Wangari Maathai

1940 – 2011

Wangari Maathai was the first woman in East and Central Africa to earn a doctoral degree. She could have gone anywhere. She went home to Kenya and started planting trees. Not as a metaphor. Actual trees. In 1977, she founded the Green Belt Movement, paying rural women a few shillings for every seedling that survived. The idea was plain: if the land heals, the people eating from it heal too.

The Kenyan government under Daniel arap Moi did not find this charming. Maathai was beaten by police, thrown in jail, and publicly mocked by parliament. When she protested the construction of a sixty-story building in Nairobi's Uhuru Park, the president called her a madwoman and a threat to the state. She kept planting. Her movement spread across Africa and eventually put more than 51 million trees into the ground.

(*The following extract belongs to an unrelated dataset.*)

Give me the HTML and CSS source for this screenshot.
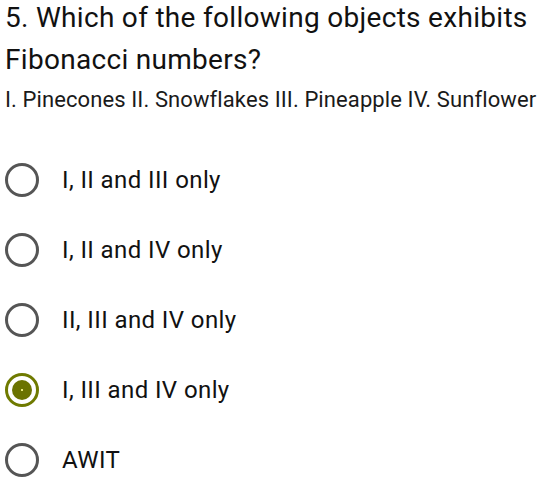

In 2004, she became the first African woman to receive the Nobel Peace Prize. The committee cited her work linking environmental conservation, women's rights, and democratic governance — three things that much of the world still treats as separate subjects. Maathai never understood why. A country that destroys its own soil, she argued, is a country that has already decided its people are disposable.

She repaired the world the most literal way a person can. One tree at a time, fifty-one million times over.

"Perhaps the reason the Universe gave you a broken world is so that you could have a chance to fix it."